Das Geschäft mit den Userdaten ist auch nur soweit wertvoll, wie Firmen ihre Kunden erreichen können. Wenn ich an die Spamflut denke, die erfolgreich von meinen Spamprogrammen abgefangen wird, dann mahen da 5-20 neue Versuche in mein Postfach zu dringen auch nichts mehr aus.
Das „Geschäft“ mit Userdaten wird sich langfristig als Flop heraustellen, weil die Rechnung ohne den Wirt gemacht wird.
Eine Millionen Dollar für Bandbreite am Tag ist ziemlich aus der Luft gegriffen. Youtube verbreitet pro Tag 80 Millionen Videos, und die San Jose Mercury News von gestern meint dazu:
„The monthly bandwidth bill alone is at least $300,000 to $400,000, industry insiders say.“
Kleiner Unterschied. :)
Im Falle von Youtube seh ich auch wirklich nicht, was der Verkauf von Nutzerinformationen bringen sollte. Die meisten Youtube-Nutzer sind ganz offensichtlich nicht bei der Webseite registriert. Viele Videos werden ja nicht mal direkt auf Youtube.com angeschaut, so dass es auch wenig Anreize zu einer Registrierung gibt.

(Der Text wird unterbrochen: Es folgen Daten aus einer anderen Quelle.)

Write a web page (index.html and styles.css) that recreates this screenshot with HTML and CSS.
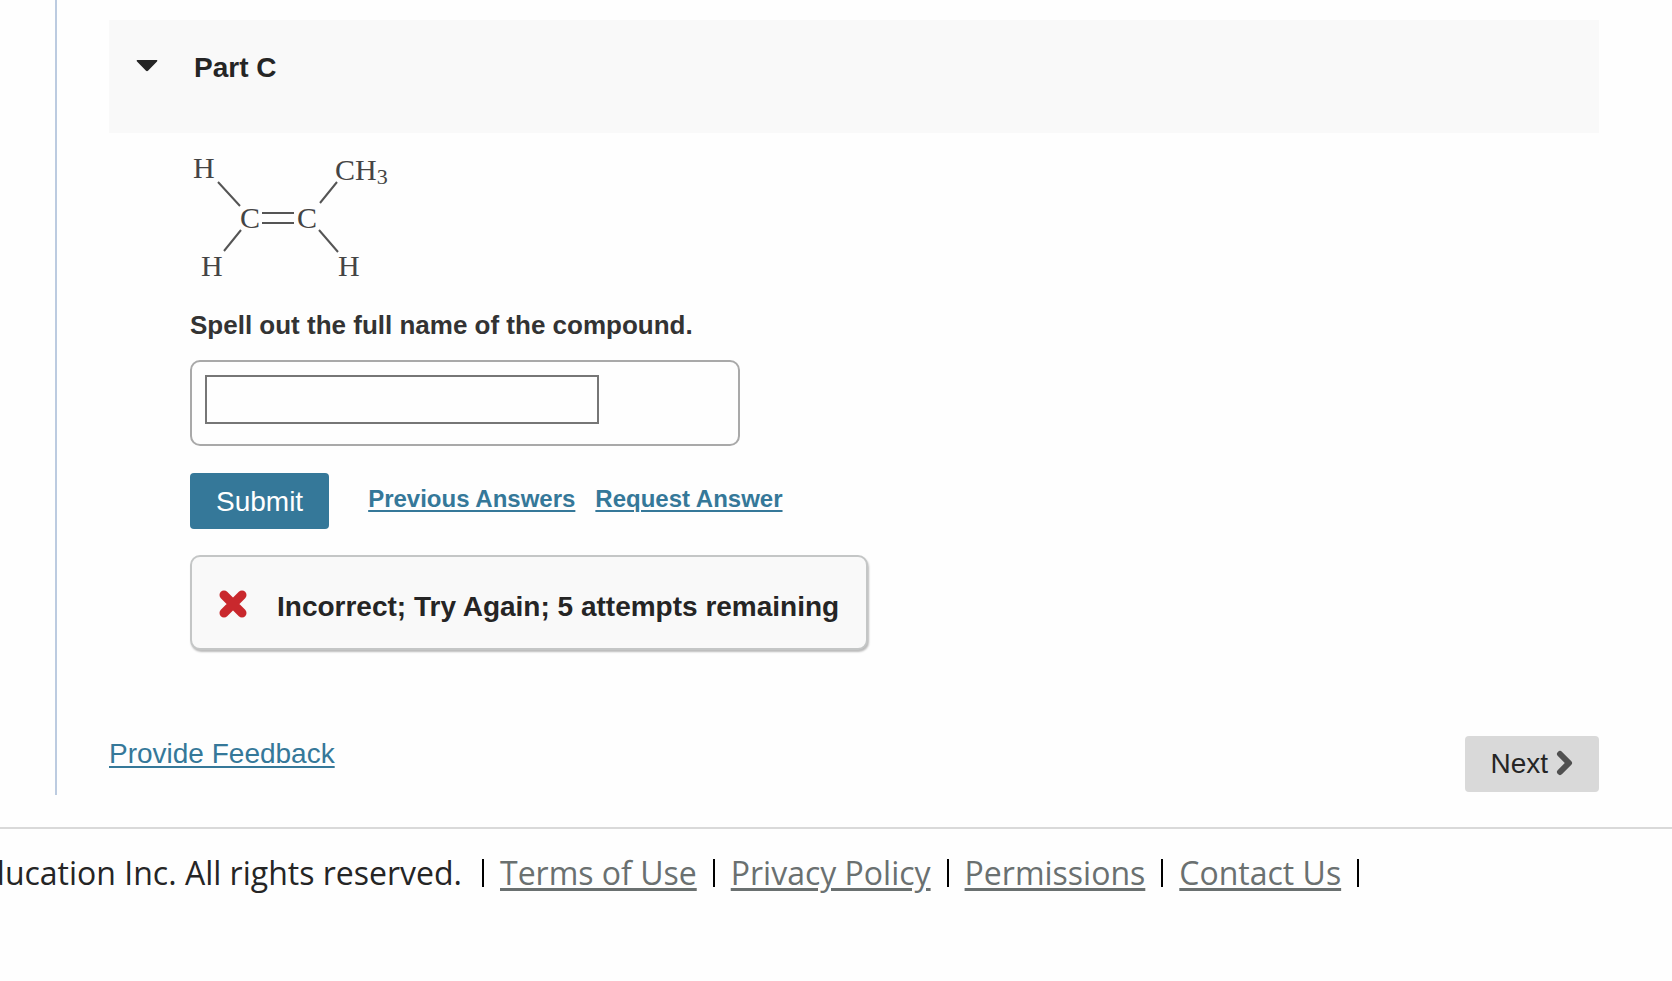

Die Info über die Bandbreiten-Kosten von Youtube hatte ich aus dem Text von Harris übernommen:
„Perhaps a more extreme example is YouTube. It is reportedly burning $1m a day in bandwidth costs to serve the amount of video being put up there.“
Macht das qualitativ einen Unterschied zur Frage: Wie verdienen die das Geld?
Zum Einwurf vn Stephan und Till, dass man die Infos ja ohnehin frei im Netz kriegt: Das ist eben nicht so. Man kann natürlich ganz viel Daten ernten durch Bots etc. (und die NSA macht das ja offenbar auch neuerdings), aber feinkörnigere Daten über Clickstreams und so weiter haben die Betreiber der Dienste schon noch exklusiv. Bei OpenBC wollen die ja sogar Geld von mir, damit ich sehen kann, wer mein Profil angeklickt hat.
Der Hinweis von JoCa auf Bittorrent und Bandbreiten-Verteilung ist wichtig. Das zeigt eben auch genau, dass es auf die Architektur ankommt. Man könnte solche Sachen wie MySpace.com also auch ohne große Privacy-Probleme und sogar P2P bauen. Aber: Wird MySpace unter Murdoch diesen Schritt gehen, also sich in einen wirklich öffentlichen Raum mit User-kontrollierter Identitätsfreigabe transformieren? Oder werden sie das alte Web-1.0-nach-dem-Platzen-der-Blase-Modell anwenden?